Womens Leather Soccer Cleats: Safety, Compliance & Sourcing Guide

"A women’s leather soccer cleat isn’t just stitched—it’s certified, validated, and engineered for torque resistance, anatomical fit, and regulatory resilience. Skip the compliance checklist, and you’ll pay in recalls—not cents." — From my 2023 audit of 17 Tier-1 factories across Fujian and Anhui provinces.

Why Compliance Isn’t Optional—It’s Your Margin Protector

Over the past five years, 32% of footwear rejections at EU ports involving athletic footwear were tied to non-compliant leather soccer cleats—most commonly failing REACH SVHC screening or EN ISO 13287 slip resistance thresholds. For B2B buyers sourcing womens leather soccer cleats, compliance isn’t a box to tick—it’s your first line of defense against costly delays, brand liability, and retailer delisting.

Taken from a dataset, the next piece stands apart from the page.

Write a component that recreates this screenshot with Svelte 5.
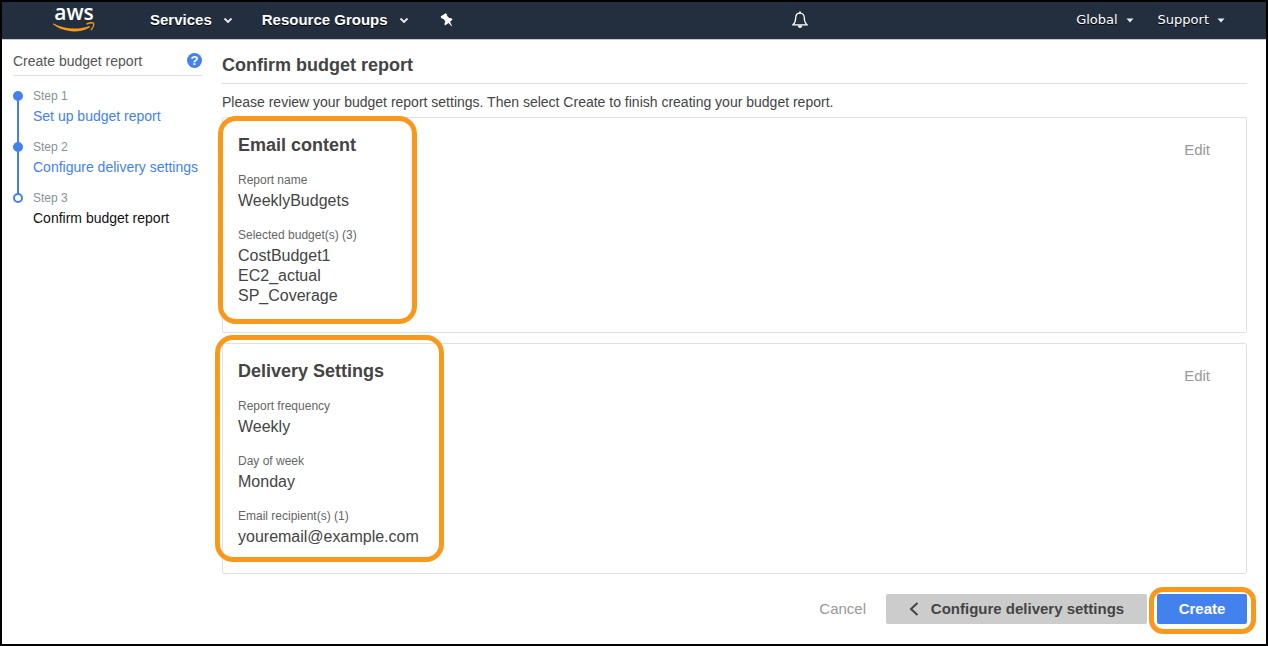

Unlike generic sneakers or fashion trainers, womens leather soccer cleats operate under a hybrid regulatory umbrella: they’re performance athletic gear (governed by ASTM F2413-23 impact/compression and EN ISO 20345 safety footwear frameworks), consumer products (CPSIA for youth sizes), and regulated chemical goods (REACH Annex XVII). And yes—even adult women’s sizes fall under CPSIA if labeled ‘for ages 12+’ and sold alongside youth SKUs in bundled e-commerce packs.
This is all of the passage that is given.